YOUR INSTRUCTIONS => Go through the listing and return every line with "screenshot" in it.
↓
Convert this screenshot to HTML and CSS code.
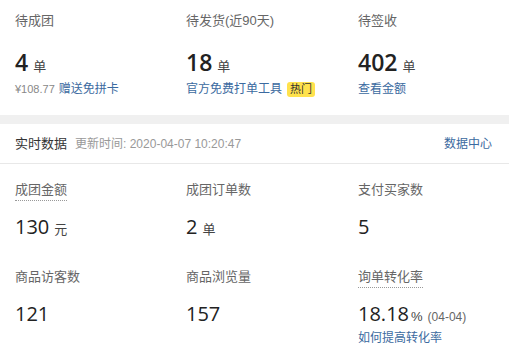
FILE: index.html
```html
<!DOCTYPE html>
<html lang="zh">
<head>
  <meta charset="UTF-8">
  <title>数据概览</title>
  <link rel="stylesheet" href="styles.css">
</head>
<body>
  <!-- 订单状态 -->
  <div class="summary">
    <div class="cell">
      <div class="label">待成团</div>
      <div class="value big">4<span class="unit">单</span></div>
      <div class="sub"><span class="money">¥108.77</span><a class="link">赠送免拼卡</a></div>
    </div>
    <div class="cell">
      <div class="label">待发货(近90天)</div>
      <div class="value big">18<span class="unit">单</span></div>
      <div class="sub"><a class="link">官方免费打单工具</a><span class="tag">热门</span></div>
    </div>
    <div class="cell">
      <div class="label">待签收</div>
      <div class="value big">402<span class="unit">单</span></div>
      <div class="sub"><a class="link">查看金额</a></div>
    </div>
  </div>

  <div class="band"></div>

  <!-- 实时数据 -->
  <div class="panel-head">
    <div class="title">实时数据<span class="time">更新时间: 2020-04-07 10:20:47</span></div>
    <a class="link">数据中心</a>
  </div>

  <div class="grid">
    <div class="cell">
      <div class="label"><span class="dotted">成团金额</span></div>
      <div class="value">130<span class="unit">元</span></div>
    </div>
    <div class="cell">
      <div class="label">成团订单数</div>
      <div class="value">2<span class="unit">单</span></div>
    </div>
    <div class="cell">
      <div class="label">支付买家数</div>
      <div class="value">5</div>
    </div>
    <div class="cell">
      <div class="label">商品访客数</div>
      <div class="value">121</div>
    </div>
    <div class="cell">
      <div class="label">商品浏览量</div>
      <div class="value">157</div>
    </div>
    <div class="cell">
      <div class="label"><span class="dotted">询单转化率</span></div>
      <div class="value">18.18<span class="unit pct">%</span><span class="date">(04-04)</span></div>
      <div class="sub"><a class="link">如何提高转化率</a></div>
    </div>
  </div>
</body>
</html>
```

FILE: styles.css
```css
body {
  margin: 0;
  background: #fff;
  font-family: "Liberation Sans", "Noto Sans CJK SC", sans-serif;
  color: #333;
  font-size: 13px;
}

.summary {
  display: grid;
  grid-template-columns: 171px 172px 1fr;
  padding: 12px 0 17px 15px;
}

.label {
  font-size: 13px;
  line-height: 18px;
  height: 18px;
  color: #666;
}

.value {
  font-family: "Open Sans", "Noto Sans CJK SC", sans-serif;
  font-size: 20px;
  line-height: 28px;
  height: 28px;
  color: #222;
  margin-top: 14px;
  display: flex;
  align-items: baseline;
}

.value.big {
  font-size: 23px;
  font-weight: 600;
  margin-top: 18px;
}

.unit {
  font-family: "Liberation Sans", "Noto Sans CJK SC", sans-serif;
  font-size: 13px;
  font-weight: normal;
  color: #444;
  margin-left: 5px;
}

.unit.pct {
  margin-left: 2px;
}

.date {
  font-family: "Liberation Sans", "Noto Sans CJK SC", sans-serif;
  font-size: 12px;
  color: #666;
  margin-left: 5px;
}

.sub {
  font-size: 12px;
  line-height: 18px;
  height: 18px;
  margin-top: 4px;
  display: flex;
  align-items: center;
}

.money {
  color: #888;
  font-size: 11px;
  margin-right: 4px;
}

.link {
  color: #3b6aa0;
  cursor: pointer;
}

.tag {
  background: #ffe24d;
  color: #333;
  font-size: 11px;
  line-height: 15px;
  padding: 0 3px;
  border-radius: 3px;
  margin-left: 5px;
}

.band {
  height: 9px;
  background: #f0f0f0;
}

.panel-head {
  display: flex;
  justify-content: space-between;
  align-items: center;
  height: 37px;
  padding: 0 17px 2px 15px;
  border-bottom: 1px solid #e8e8e8;
}

.title {
  font-size: 13px;
  color: #333;
}

.time {
  font-size: 12px;
  color: #999;
  margin-left: 8px;
}

.panel-head .link {
  font-size: 12px;
}

.grid {
  display: grid;
  grid-template-columns: 171px 172px 1fr;
  row-gap: 27px;
  padding: 17px 0 0 15px;
}

.grid .sub {
  margin-top: 1px;
}

.dotted {
  border-bottom: 1px dotted #999;
  padding-bottom: 3px;
}
```
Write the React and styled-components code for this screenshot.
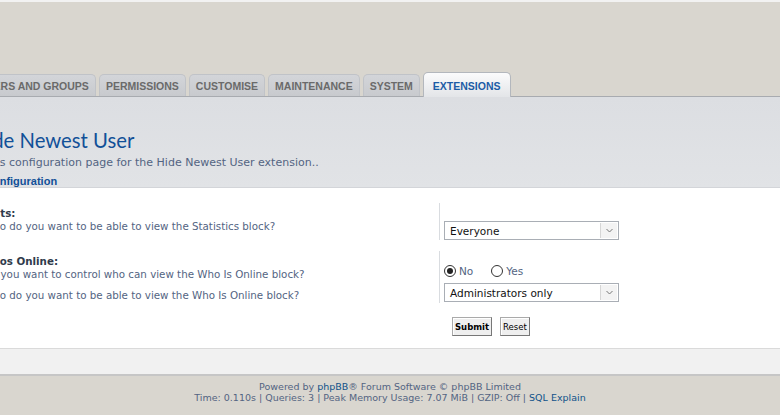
import React, { useState } from "react";
import styled, { createGlobalStyle } from "styled-components";

const GlobalStyle = createGlobalStyle`
  html, body {
    margin: 0;
    padding: 0;
    background: #d9d6cf;
    overflow: hidden;
  }
  body {
    font-family: "DejaVu Sans", Verdana, sans-serif;
    font-size: 10.3px;
    color: #536482;
  }
`;

const Page = styled.div`
  width: 780px;
  height: 415px;
  border-top: 2px solid #f2f2f2;
  box-sizing: border-box;
  display: flex;
  flex-direction: column;
`;

const Header = styled.div`
  padding-top: 70px;
`;

const TabBar = styled.ul`
  list-style: none;
  margin: 0 0 0 -28px;
  padding: 0;
  height: 24px;
  display: flex;
  align-items: flex-end;
  gap: 3px;
  border-bottom: 1px solid #a8abb0;
`;

const Tab = styled.li`
  box-sizing: border-box;
  height: ${(p) => (p.active ? "25px" : "22px")};
  margin-bottom: ${(p) => (p.active ? "-1px" : "0")};
  padding: ${(p) => (p.active ? "2px 9px 0" : "0 6px")};
  display: flex;
  align-items: center;
  border: 1px solid ${(p) => (p.active ? "#b3b7bd" : "#c0c3c8")};
  border-bottom: none;
  border-radius: 5px 5px 0 0;
  background: ${(p) =>
    p.active
      ? "linear-gradient(to bottom, #fbfbfc 0%, #e3e5e8 100%)"
      : "linear-gradient(to bottom, #d3d5d9 0%, #c8cace 100%)"};
  font-family: "Liberation Sans", Arial, sans-serif;
  font-weight: bold;
  font-size: 10.5px;
  color: ${(p) => (p.active ? "#1c5ca6" : "#6a6a6a")};
  white-space: nowrap;
`;

const Main = styled.div`
  background: linear-gradient(to bottom, #dcdee2 0%, #e1e3e6 100%);
  padding-top: 31px;
  border-bottom: 1px solid #d3d5d9;
`;

const Title = styled.h1`
  margin: 0 0 0 -28px;
  font-family: Lato, "Open Sans", sans-serif;
  font-weight: normal;
  font-size: 20.3px;
  line-height: 24px;
  color: #115098;
`;

const Intro = styled.p`
  margin: 4px 0 0 -17px;
  font-size: 11px;
  line-height: 13px;
  color: #536482;
`;

const Legend = styled.div`
  margin: 7px 0 0 -15px;
  font-family: "Liberation Sans", Arial, sans-serif;
  font-weight: bold;
  font-size: 11px;
  line-height: 11px;
  color: #115098;
`;

const Panel = styled.div`
  background: #fff;
  padding: 15px 0 12px;
  border-bottom: 1px solid #dadada;
  display: flex;
  flex-direction: column;
`;

const Group = styled.div`
  display: flex;
  flex-direction: column;
  margin-top: ${(p) => p.gap || "0"};
`;

const Row = styled.div`
  display: grid;
  grid-template-columns: 456px 1fr;
  margin-left: -17px;
  height: ${(p) => p.h};
`;

const Term = styled.div`
  padding-top: ${(p) => p.top || "4px"};
  line-height: 13px;
`;

const Label = styled.div`
  margin-left: -2px;
  font-weight: bold;
  color: #303b4c;
`;

const Explain = styled.div`
  color: #536482;
`;

const Desc = styled.div`
  border-left: 1px solid #d9dce0;
  padding: 0 0 ${(p) => p.bottom || "0"} 4px;
  display: flex;
  flex-direction: column;
  justify-content: flex-end;
`;

const Select = styled.div`
  box-sizing: border-box;
  width: 175px;
  height: 19px;
  border: 1px solid #a9aeb5;
  background: #fff;
  display: flex;
  align-items: stretch;
  font-size: 10.5px;
  color: #111;
`;

const SelectValue = styled.div`
  flex: 1;
  padding-left: 5px;
  display: flex;
  align-items: center;
`;

const SelectArrow = styled.div`
  width: 16px;
  margin: 1px;
  background: #f3f3f3;
  border-left: 1px solid #d6d6d6;
  display: flex;
  align-items: center;
  justify-content: center;
`;

const Radios = styled.div`
  display: flex;
  align-items: center;
  gap: 18px;
  height: 12px;
`;

const RadioLabel = styled.label`
  display: flex;
  align-items: center;
  gap: 3px;
  color: #536482;
  font-size: 10.5px;
  cursor: pointer;
`;

const RadioDot = styled.span`
  box-sizing: border-box;
  width: 12px;
  height: 12px;
  border-radius: 50%;
  border: 1px solid #333;
  background: #fff;
  display: flex;
  align-items: center;
  justify-content: center;
  &::after {
    content: "";
    width: 6px;
    height: 6px;
    border-radius: 50%;
    background: ${(p) => (p.checked ? "#222" : "transparent")};
  }
`;

const Buttons = styled.div`
  display: flex;
  gap: 8px;
  margin-top: 14px;
  padding-left: 452px;
`;

const Button = styled.button`
  box-sizing: border-box;
  height: 19px;
  padding: 0 2px;
  border: 1px solid #777;
  border-top-color: #aaa;
  border-left-color: #aaa;
  background: #efefef;
  font-family: "DejaVu Sans", Verdana, sans-serif;
  font-size: 8.5px;
  font-weight: ${(p) => (p.primary ? "bold" : "normal")};
  color: #000;
  box-shadow: inset 1px 1px 0 #fff;
`;

const SubBar = styled.div`
  height: 25px;
  background: #f1f1f1;
  border-bottom: 2px solid #c6c6c6;
`;

const Footer = styled.div`
  padding-top: 5px;
  text-align: center;
  font-size: 9.5px;
  line-height: 11px;
  color: #536482;
`;

const Link = styled.a`
  color: #105289;
  text-decoration: none;
`;

const Chevron = () => (
  <svg width="7" height="5" viewBox="0 0 7 5">
    <path d="M0.5 1 L3.5 4 L6.5 1" fill="none" stroke="#777" strokeWidth="1" />
  </svg>
);

const tabs = [
  "Users and groups",
  "Permissions",
  "Customise",
  "Maintenance",
  "System",
  "Extensions",
];

function FakeSelect({ value }) {
  return (
    <Select>
      <SelectValue>{value}</SelectValue>
      <SelectArrow>
        <Chevron />
      </SelectArrow>
    </Select>
  );
}

export default function App() {
  const [control, setControl] = useState("no");

  return (
    <>
      <GlobalStyle />
      <Page>
        <Header>
          <TabBar>
            {tabs.map((t) => (
              <Tab key={t} active={t === "Extensions"}>
                {t.toUpperCase()}
              </Tab>
            ))}
          </TabBar>
        </Header>
        <Main>
          <Title>Hide Newest User</Title>
          <Intro>This configuration page for the Hide Newest User extension..</Intro>
          <Legend>Configuration</Legend>
        </Main>
        <Panel>
          <Row h="37px">
            <Term>
              <Label>Stats:</Label>
              <Explain>Who do you want to be able to view the Statistics block?</Explain>
            </Term>
            <Desc>
              <FakeSelect value="Everyone" />
            </Desc>
          </Row>
          <Group gap="11px">
            <Row h="30px">
              <Term top="4px">
                <Label>Whos Online:</Label>
                <Explain>Do you want to control who can view the Who Is Online block?</Explain>
              </Term>
              <Desc bottom="4px">
                <Radios>
                  <RadioLabel onClick={() => setControl("no")}>
                    <RadioDot checked={control === "no"} />
                    No
                  </RadioLabel>
                  <RadioLabel onClick={() => setControl("yes")}>
                    <RadioDot checked={control === "yes"} />
                    Yes
                  </RadioLabel>
                </Radios>
              </Desc>
            </Row>
            <Row h="22px">
              <Term top="8px">
                <Explain>Who do you want to be able to view the Who Is Online block?</Explain>
              </Term>
              <Desc bottom="1px">
                <FakeSelect value="Administrators only" />
              </Desc>
            </Row>
          </Group>
          <Buttons>
            <Button primary>Submit</Button>
            <Button>Reset</Button>
          </Buttons>
        </Panel>
        <SubBar />
        <Footer>
          Powered by <Link href="#">phpBB</Link>® Forum Software © phpBB Limited
          <br />
          Time: 0.110s | Queries: 3 | Peak Memory Usage: 7.07 MiB | GZIP: Off |{" "}
          <Link href="#">SQL Explain</Link>
        </Footer>
      </Page>
    </>
  );
}
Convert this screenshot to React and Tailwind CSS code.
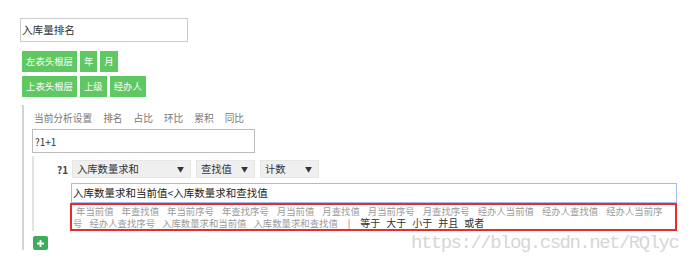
export default function App() {
  const fields1 = ['年当前值', '年查找值', '年当前序号', '年查找序号', '月当前值', '月查找值', '月当前序号', '月查找序号', '经办人当前值', '经办人查找值', '经办人当前序']
  const fields2 = ['号', '经办人查找序号', '入库数量求和当前值', '入库数量求和查找值']
  const ops = ['等于', '大于', '小于', '并且', '或者']
  const tabs = ['当前分析设置', '排名', '占比', '环比', '累积', '同比']

  return (
    <div className="w-[692px] h-[265px] bg-white relative overflow-hidden text-[#333] font-['Noto_Sans_CJK_SC',sans-serif]">
      {/* Name input */}
      <div className="pt-[18px] pl-[20px]">
        <div className="w-[168px] h-[24px] border border-[#ccc] flex items-center pl-[1px] text-[10.6px] leading-none">
          入库量排名
        </div>
      </div>

      {/* Header buttons */}
      <div className="pl-[22px] mt-[9px] flex flex-col gap-[4px]">
        <div className="flex gap-[3px]">
          {['左表头根层', '年', '月'].map((t) => (
            <div key={t} className="h-[21px] px-[4px] bg-[#5fc862] text-white text-[9.4px] flex items-center">{t}</div>
          ))}
        </div>
        <div className="flex gap-[3px]">
          {['上表头根层', '上级', '经办人'].map((t) => (
            <div key={t} className="h-[21px] px-[4px] bg-[#5fc862] text-white text-[9.4px] flex items-center">{t}</div>
          ))}
        </div>
      </div>

      {/* Analysis section */}
      <div className="ml-[22px] mt-[8px] border-l-2 border-[#d4d4d4] pl-[8px] pt-[7px]">
        <div className="flex gap-[11px] pl-[2px] text-[9.7px] leading-[12px] text-[#777]">
          {tabs.map((t) => (
            <span key={t}>{t}</span>
          ))}
        </div>

        <div className="mt-[5px] w-[223px] h-[24px] border border-[#bbb] flex items-center pl-[2px] text-[10px]">
          ?1+1
        </div>

        <div className="mt-[3px] border-l-2 border-[#e2e2e2] pt-[4px]">
          <div className="flex items-center">
            <span className="ml-[23px] w-[15px] text-[10px] font-bold text-[#444]">?1</span>
            <div className="flex gap-[5px]">
              <Select label="入库数量求和" w="w-[119px]" />
              <Select label="查找值" w="w-[59px]" />
              <Select label="计数" w="w-[59px]" />
            </div>
          </div>

          <div className="ml-[37px] mt-[5px] w-[606px] h-[20px] border border-[#9fbdf0] flex items-center pl-[1px] text-[10.5px] text-[#222]">
            入库数量求和当前值&lt;入库数量求和查找值
          </div>

          <div className="ml-[36px] w-[607px] h-[28px] border-2 border-[#e62d2d] text-[9.4px] leading-[12px] text-[#9a9a9a]">
            <div className="flex h-[12px] gap-[8px] pl-[4px]">
              {fields1.map((f) => (
                <span key={f}>{f}</span>
              ))}
            </div>
            <div className="flex h-[12px] gap-[7px] pl-[1px]">
              {fields2.map((f) => (
                <span key={f}>{f}</span>
              ))}
              <span className="ml-[3px] text-[#777]">|</span>
              <span className="flex gap-[6px] ml-[3px] text-[10px] leading-[12px] text-[#333]">
                {ops.map((o) => (
                  <span key={o}>{o}</span>
                ))}
              </span>
            </div>
          </div>
        </div>

        {/* Add button */}
        <div className="ml-[1px] mt-[5px] w-[15px] h-[14px] rounded-[2px] bg-[#3dad5c] flex items-center justify-center">
          <svg width="9" height="9" viewBox="0 0 9 9">
            <path d="M4.5 1v7M1 4.5h7" stroke="white" strokeWidth="1.8" />
          </svg>
        </div>
      </div>

      {/* Watermark */}
      <div className="absolute left-[411px] top-[233px] text-[19px] leading-[20px] tracking-[-1.5px] text-[#d6d6d6] font-['Liberation_Mono',monospace]">
        https://blog.csdn.net/RQlyc
      </div>
    </div>
  )
}

function Select({ label, w }) {
  return (
    <div className={`${w} h-[18px] bg-[#efefef] border border-[#e6e6e6] flex items-center justify-between pl-[4px] pr-[6px] text-[10.3px] leading-[12px] text-[#333]`}>
      <span>{label}</span>
      <span className="text-[7px] text-[#333]">▼</span>
    </div>
  )
}
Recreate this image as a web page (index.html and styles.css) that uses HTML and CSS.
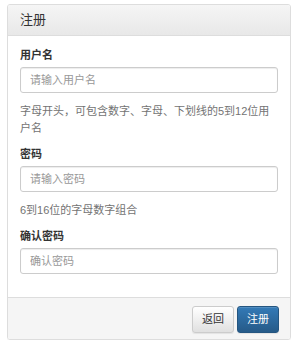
FILE: index.html
```html
<!DOCTYPE html>
<html>
  <head>
    <title>注册</title>
    <meta charset="UTF-8">
    <meta name="viewport" content="width=device-width,initial-scale=1">
    <link rel="stylesheet" href="styles.css">
  </head>

  <body>
    <div class="panel">
      <div class="panel-heading">注册</div>

      <form class="panel-body">
        <div class="form-group">
          <label for="username">用户名</label>
          <input id="username" type="text" placeholder="请输入用户名">
          <p class="help-block">字母开头，可包含数字、字母、下划线的5到12位用户名</p>
        </div>

        <div class="form-group">
          <label for="password">密码</label>
          <input id="password" type="password" placeholder="请输入密码">
          <p class="help-block">6到16位的字母数字组合</p>
        </div>

        <div class="form-group">
          <label for="confirm">确认密码</label>
          <input id="confirm" type="password" placeholder="确认密码">
        </div>
      </form>

      <div class="panel-footer">
        <button class="btn btn-default">返回</button>
        <button class="btn btn-primary">注册</button>
      </div>
    </div>
  </body>

</html>
```

FILE: styles.css
```css
html * {
  box-sizing: border-box;
}

body {
  margin: 4px 9px 0 7px;
  background: #fff;
  color: #333;
  font-family: "Liberation Sans", "Noto Sans CJK SC", sans-serif;
  font-size: 11px;
}

.panel {
  width: 284px;
  border: solid 1px #ddd;
  border-radius: 3px;
  box-shadow: 0 1px 1px rgba(0, 0, 0, 0.05);
  overflow: hidden;
}

.panel-heading {
  padding: 7px 12px;
  font-size: 13px;
  line-height: 16px;
  background: linear-gradient(to bottom, #f5f5f5, #e8e8e8);
  border-bottom: solid 1px #ddd;
}

.panel-body {
  margin: 0;
  padding: 11px 12px 23px;
}

.form-group {
  margin-bottom: 9px;
}

.form-group:last-child {
  margin-bottom: 0;
}

label {
  display: block;
  margin-bottom: 4px;
  font-weight: bold;
  line-height: 16px;
}

input {
  display: block;
  width: 100%;
  height: 26px;
  padding: 4px 9px;
  border: solid 1px #ccc;
  border-radius: 3px;
  box-shadow: inset 0 1px 1px rgba(0, 0, 0, 0.075);
  font-family: inherit;
  font-size: 11px;
  color: #555;
}

input::placeholder {
  color: #999;
}

.help-block {
  margin: 10px 0 0;
  line-height: 17px;
  color: #737373;
}

.panel-footer {
  padding: 8px 11px 6px;
  text-align: right;
  background: #f5f5f5;
  border-top: solid 1px #ddd;
  font-size: 0;
}

.btn {
  height: 27px;
  margin-left: 3px;
  padding: 5px 9px;
  border: solid 1px;
  border-radius: 3px;
  font-family: inherit;
  font-size: 11px;
  line-height: 15px;
  cursor: pointer;
}

.btn-default {
  color: #333;
  border-color: #ccc;
  background: linear-gradient(to bottom, #fff, #e0e0e0);
  box-shadow: inset 0 1px 0 rgba(255, 255, 255, 0.15), 0 1px 1px rgba(0, 0, 0, 0.075);
}

.btn-primary {
  color: #fff;
  border-color: #245580;
  background: linear-gradient(to bottom, #337ab7, #265a88);
  box-shadow: inset 0 1px 0 rgba(255, 255, 255, 0.15), 0 1px 1px rgba(0, 0, 0, 0.075);
}
```
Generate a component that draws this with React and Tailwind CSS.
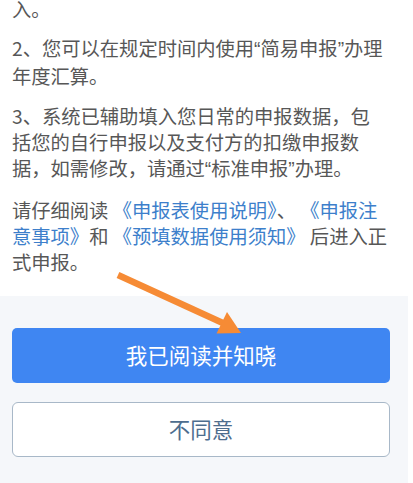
↑
TASK SOLUTION =>
Convert this screenshot to HTML and CSS code.
Write the React and styled-components code for this screenshot.
Convert this screenshot to React and Tailwind CSS code.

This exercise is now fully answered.